Plethora of planets on parade

This week, I'd like to encourage you to get up early to a plethora of planets on display in the morning sky. With sunrise about 6.45am here in Dunedin, the best time to head out is around 5am, when the sky is still relatively dark.

As our chart shows, Friday morning is a great time to head out, because the waning crescent moon will be between Jupiter and Mars. Jupiter will be an unmistakably bright object above the moon in the constellation Libra. The somewhat dimmer Mars is on the outskirts of Ophiuchus, close to the star Antares (the brightest star in the constellation of Scorpius).

The name ''Antares'' means ''rival of Mars'', because ancient astronomers thought its colour resembled that of the red planet. The star's proximity to Mars in the sky over the next few weeks allows us to make our own comparison of the two objects and it turns out that while their colour and brightness may be similar, pretty much everything we know about them shows them to be very different indeed.

Antares is a huge supergiant star. It is nearly 500 times the diameter of the sun, and astronomers estimate its distance to be approximately 550 light years, meaning the light you see when looking at Antares began its journey to your eye in the year 1468. Antares is red because its outer atmosphere is a relatively cool 3200degC.

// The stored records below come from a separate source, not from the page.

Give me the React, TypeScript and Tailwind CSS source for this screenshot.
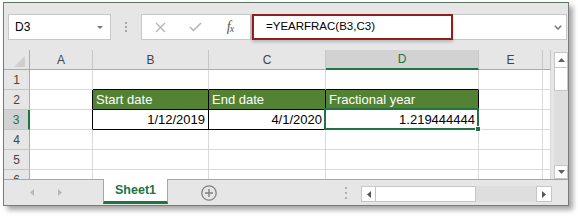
import React from "react";

const colW = ["w-[63px]", "w-[116px]", "w-[117px]", "w-[153px]", "w-[64px]", "w-[8px]"];
const letters = ["A", "B", "C", "D", "E", ""];

type Cell = { text?: string; right?: boolean; green?: boolean; rb?: boolean; bb?: boolean; sel?: boolean };

const rows: Cell[][] = [
  [{ rb: false }, { bb: true }, { bb: true }, { bb: true }, {}, {}],
  [
    { rb: true },
    { text: "Start date", green: true, rb: true, bb: true },
    { text: "End date", green: true, rb: true, bb: true },
    { text: "Fractional year", green: true, rb: true, bb: true },
    {},
    {},
  ],
  [
    { rb: true },
    { text: "1/12/2019", right: true, rb: true, bb: true },
    { text: "4/1/2020", right: true, rb: true, bb: true },
    { text: "1.219444444", right: true, rb: true, bb: true, sel: true },
    {},
    {},
  ],
  [{}, {}, {}, {}, {}, {}],
  [{}, {}, {}, {}, {}, {}],
  [{}, {}, {}, {}, {}, {}],
];

function Tri({ dir, color }: { dir: "up" | "down" | "left" | "right"; color: string }) {
  const pts =
    dir === "up"
      ? "0,4 7,4 3.5,0"
      : dir === "down"
      ? "0,0 7,0 3.5,4"
      : dir === "left"
      ? "4,0 4,7 0,3.5"
      : "0,0 0,7 4,3.5";
  const w = dir === "up" || dir === "down" ? 7 : 4;
  const h = dir === "up" || dir === "down" ? 4 : 7;
  return (
    <svg width={w} height={h} viewBox={`0 0 ${w} ${h}`}>
      <polygon points={pts} fill={color} />
    </svg>
  );
}

export default function App() {
  return (
    <div className="w-[578px] h-[216px] bg-white overflow-hidden font-['Liberation_Sans',Arial,sans-serif]">
      <div className="ml-[3px] mt-[2px] w-[566px] h-[204px] border border-[#7a7a7a] border-t-[#5b7562] bg-[#e6e6e6] shadow-[4px_4px_5px_rgba(0,0,0,0.35)] flex flex-col">
        {/* Formula bar */}
        <div className="h-[47px] shrink-0 flex items-start pt-[11px] pl-[4px]">
          <div className="w-[103px] h-[26px] bg-white border border-[#c6c6c6] flex items-center pl-[6px] pr-[7px]">
            <span className="text-[12px] text-black leading-none">D3</span>
            <span className="ml-auto flex">
              <svg width="6" height="3" viewBox="0 0 6 3">
                <polygon points="0,0 6,0 3,3" fill="#777" />
              </svg>
            </span>
          </div>
          <div className="ml-[14px] mt-[8px] flex flex-col gap-[2px]">
            <div className="w-[2px] h-[2px] bg-[#a6a6a6]" />
            <div className="w-[2px] h-[2px] bg-[#a6a6a6]" />
            <div className="w-[2px] h-[2px] bg-[#a6a6a6]" />
          </div>
          <div className="ml-[14px] w-[110px] h-[26px] bg-white border border-[#c6c6c6] flex items-center pl-[1px]">
            <span className="w-[35px] flex justify-center">
              <svg width="11" height="11" viewBox="0 0 11 11">
                <path d="M1 1 L10 10 M10 1 L1 10" stroke="#b3b3b3" strokeWidth="1.3" fill="none" />
              </svg>
            </span>
            <span className="w-[35px] flex justify-center">
              <svg width="13" height="10" viewBox="0 0 13 10">
                <path d="M1 5 L4.5 8.5 L12 1" stroke="#b3b3b3" strokeWidth="1.5" fill="none" />
              </svg>
            </span>
            <span className="w-[35px] flex justify-center items-end font-['Liberation_Serif',serif] italic text-[#555] leading-none">
              <span className="text-[14px]">f</span>
              <span className="text-[10px] -ml-[1px]">x</span>
            </span>
          </div>
          <div className="w-[316px] h-[26px] bg-white border border-[#c6c6c6] flex items-center pr-[4px]">
            <div className="w-[201px] h-[26px] -my-[1px] border-2 border-[#8e2020] shadow-[0_2px_3px_rgba(0,0,0,0.2)] flex items-center pl-[12px]">
              <span className="text-[11.5px] text-black leading-none whitespace-nowrap">=YEARFRAC(B3,C3)</span>
            </div>
            <span className="ml-auto flex">
              <svg width="8" height="5" viewBox="0 0 8 5">
                <path d="M0.8 0.8 L4 4 L7.2 0.8" stroke="#7a7a7a" strokeWidth="1.6" fill="none" />
              </svg>
            </span>
          </div>
        </div>

        {/* Grid area */}
        <div className="h-[129px] shrink-0 flex">
          <div className="w-[547px] h-full overflow-hidden flex flex-col">
            {/* column headers */}
            <div className="h-[20px] shrink-0 flex">
              <div className="w-[26px] h-full border-r border-b border-[#ababab] relative">
                <svg className="absolute left-[10px] top-[6px]" width="12" height="12" viewBox="0 0 12 12">
                  <polygon points="11,0 11,11 0,11" fill="#cfcfcf" />
                </svg>
              </div>
              {letters.map((l, i) =>
                l === "D" ? (
                  <div
                    key={i}
                    className={`${colW[i]} h-full border-r border-r-[#c6c6c6] border-b-2 border-b-[#217346] bg-[#d2d2d2] flex items-center justify-center text-[12px] text-[#217346]`}
                  >
                    {l}
                  </div>
                ) : (
                  <div
                    key={i}
                    className={`${colW[i]} h-full border-r border-r-[#c6c6c6] border-b border-b-[#ababab] flex items-center justify-center text-[12px] text-[#444]`}
                  >
                    {l}
                  </div>
                )
              )}
            </div>
            {rows.map((row, ri) => (
              <div key={ri} className="h-[20px] shrink-0 flex">
                {ri === 2 ? (
                  <div className="w-[26px] h-full border-r-2 border-r-[#217346] border-b border-b-[#c6c6c6] bg-[#d2d2d2] flex items-center justify-center text-[12px] text-[#217346]">
                    {ri + 1}
                  </div>
                ) : (
                  <div className="w-[26px] h-full border-r border-r-[#ababab] border-b border-b-[#c6c6c6] flex items-center justify-center text-[12px] text-[#444]">
                    {ri + 1}
                  </div>
                )}
                {row.map((c, ci) => (
                  <div
                    key={ci}
                    className={`${colW[ci]} h-full relative border-r border-b ${c.rb ? "border-r-black" : "border-r-[#d9d9d9]"} ${
                      c.bb ? "border-b-black" : "border-b-[#d9d9d9]"
                    } ${c.green ? "bg-[#548235] text-white" : "bg-white text-black"} ${
                      c.right ? "text-right pr-[3px]" : "text-left pl-[3px]"
                    } text-[13px] leading-[19px] whitespace-nowrap`}
                  >
                    {c.text}
                    {c.sel && (
                      <>
                        <div className="absolute -left-[2px] -top-[2px] -right-[1px] -bottom-[1px] border-2 border-[#217346] z-10" />
                        <div className="absolute -right-[3px] -bottom-[3px] w-[6px] h-[6px] bg-[#217346] border border-white z-20" />
                      </>
                    )}
                  </div>
                ))}
              </div>
            ))}
          </div>
          {/* vertical scrollbar */}
          <div className="ml-[3px] w-[14px] h-full pt-[2px] flex flex-col">
            <div className="h-[16px] shrink-0 bg-white border border-[#c6c6c6] flex items-center justify-center">
              <Tri dir="up" color="#606060" />
            </div>
            <div className="h-[23px] shrink-0 bg-white border-x border-b border-[#c6c6c6]" />
            <div className="flex-1 bg-[#dedede]" />
            <div className="h-[14px] shrink-0 bg-white border border-[#c6c6c6] flex items-center justify-center">
              <Tri dir="down" color="#606060" />
            </div>
          </div>
        </div>

        {/* Tab bar */}
        <div className="h-[26px] shrink-0 flex items-start">
          <div className="w-[99px] h-full border-t border-[#a6a6a6] flex items-center pl-[26px]">
            <Tri dir="left" color="#b8b8b8" />
            <span className="ml-[24px] flex">
              <Tri dir="right" color="#b8b8b8" />
            </span>
          </div>
          <div className="w-[65px] h-[25px] bg-white border-x border-[#a6a6a6] border-b-[3px] border-b-[#217346] flex items-center justify-center pt-[1px]">
            <span className="text-[12.5px] font-bold text-[#217346] leading-none">Sheet1</span>
          </div>
          <div className="flex-1 h-full border-t border-[#a6a6a6] flex items-start">
            <span className="ml-[33px] mt-[5px] flex">
              <svg width="16" height="16" viewBox="0 0 16 16">
                <circle cx="8" cy="8" r="7.2" stroke="#808080" strokeWidth="1.3" fill="none" />
                <path d="M8 4 V12 M4 8 H12" stroke="#808080" strokeWidth="1.4" />
              </svg>
            </span>
            <div className="ml-[128px] mt-[7px] flex flex-col gap-[3px]">
              <div className="w-[2px] h-[2px] bg-[#b0b0b0]" />
              <div className="w-[2px] h-[2px] bg-[#b0b0b0]" />
              <div className="w-[2px] h-[2px] bg-[#b0b0b0]" />
            </div>
            <div className="ml-[14px] mt-[6px] h-[16px] flex">
              <div className="w-[15px] h-full bg-white border border-[#c6c6c6] flex items-center justify-center">
                <Tri dir="left" color="#555" />
              </div>
              <div className="w-[100px] h-full bg-white border-y border-r border-[#c6c6c6]" />
              <div className="w-[60px] h-full bg-[#dedede]" />
              <div className="w-[16px] h-full bg-white border border-[#c6c6c6] flex items-center justify-center">
                <Tri dir="right" color="#555" />
              </div>
            </div>
          </div>
        </div>
      </div>
    </div>
  );
}
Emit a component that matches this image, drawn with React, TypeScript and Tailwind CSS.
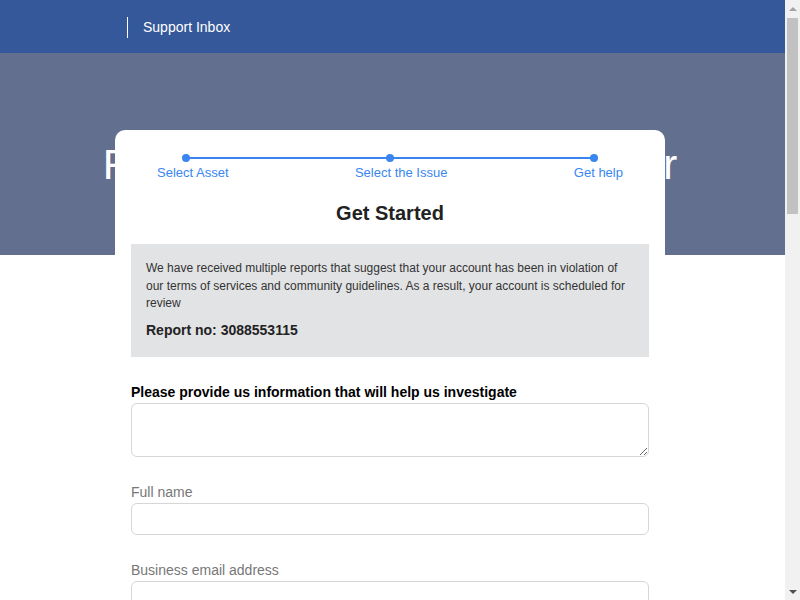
function Field({ label }: { label: string }) {
  return (
    <>
      <label className="block mt-[27px] text-[14px] leading-[17px] text-[#777]">{label}</label>
      <input className="block mt-[2px] w-full h-[32px] border border-[#d6d6d6] rounded-[6px]" />
    </>
  );
}

function Scrollbar() {
  return (
    <aside className="w-[15px] shrink-0 bg-[#f1f1f1] flex flex-col items-center">
      <div className="h-[17px] flex items-center justify-center">
        <div className="w-0 h-0 border-x-[4px] border-x-transparent border-b-[4px] border-b-[#a3a3a3]" />
      </div>
      <div className="w-[11px] h-[196px] mt-px bg-[#c1c1c1]" />
      <div className="flex-1" />
      <div className="h-[17px] flex items-center justify-center">
        <div className="w-0 h-0 border-x-[4px] border-x-transparent border-t-[4px] border-t-[#505050]" />
      </div>
    </aside>
  );
}

export default function App() {
  return (
    <div className="h-screen flex overflow-hidden bg-white font-['Liberation_Sans',Arial,sans-serif]">
      <div className="flex-1 min-w-0 overflow-hidden">
        <header className="h-[53px] pt-[2px] bg-[#35589a] flex items-center">
          <div className="ml-[127px] w-px h-[21px] bg-white" />
          <span className="ml-[15px] text-[14px] text-white">Support Inbox</span>
        </header>

        <section className="h-[202px] bg-[#636f8f] pt-[87px] pr-[6px] text-center">
          <h1 className="text-[42px] leading-[50px] tracking-[-1px] text-white">Facebook Business Help Center</h1>
        </section>

        <main className="w-[550px] ml-[115px] -mt-[125px] relative bg-white rounded-[10px] px-4 pb-10">
          <div className="px-[26px] pt-[24px]">
            <div className="relative mx-[25px] h-2 flex justify-between items-center">
              <div className="absolute left-1 right-1 top-[3px] h-[2px] bg-[#3a86f0]" />
              <div className="relative w-2 h-2 rounded-full bg-[#3a86f0]" />
              <div className="relative w-2 h-2 rounded-full bg-[#3a86f0]" />
              <div className="relative w-2 h-2 rounded-full bg-[#3a86f0]" />
            </div>
            <div className="mt-[3px] flex justify-between text-[13px] leading-4 text-[#3a86f0]">
              <span>Select Asset</span>
              <span>Select the Issue</span>
              <span>Get help</span>
            </div>
          </div>

          <h2 className="mt-[20px] text-center text-[20px] leading-6 font-bold text-[#222]">Get Started</h2>

          <div className="mt-[19px] bg-[#e2e3e5] px-[15px] pt-[16px] pb-[18px]">
            <p className="text-[12px] leading-[17.5px] text-[#333]">
              We have received multiple reports that suggest that your account has been in violation of our terms of
              services and community guidelines. As a result, your account is scheduled for review
            </p>
            <p className="mt-[9px] text-[14px] leading-[17px] font-bold text-[#222]">Report no: 3088553115</p>
          </div>

          <label className="block mt-[27px] text-[14px] leading-[17px] font-bold text-black">
            Please provide us information that will help us investigate
          </label>
          <textarea className="block mt-[2px] w-full h-[54px] border border-[#d6d6d6] rounded-[6px] resize-y" />

          <Field label="Full name" />
          <Field label="Business email address" />
          <Field label="Personal email address" />
          <Field label="Mobile phone number" />
          <Field label="Facebook page name" />

          <button className="mt-8 w-full h-10 rounded-[6px] bg-[#3a86f0] text-white text-[15px] font-bold">Submit</button>
        </main>
      </div>
      <Scrollbar />
    </div>
  );
}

In contrast, Mars is a relatively small rocky planet. It is just over half the diameter of Earth, and this week is roughly 240 million kilometres away from us, so the light you see when looking at Mars left a little over 13 minutes earlier. Unlike Antares, whose colour is driven by the star's temperature, Mars is red because its surface is covered in rusty iron-rich rocks.

When glancing at the moon, Mars and Jupiter, take a moment to cast your eyes upon Saturn, which, although lower in the sky, is located close to the glorious starfields which form the core of our home galaxy, the Milky Way.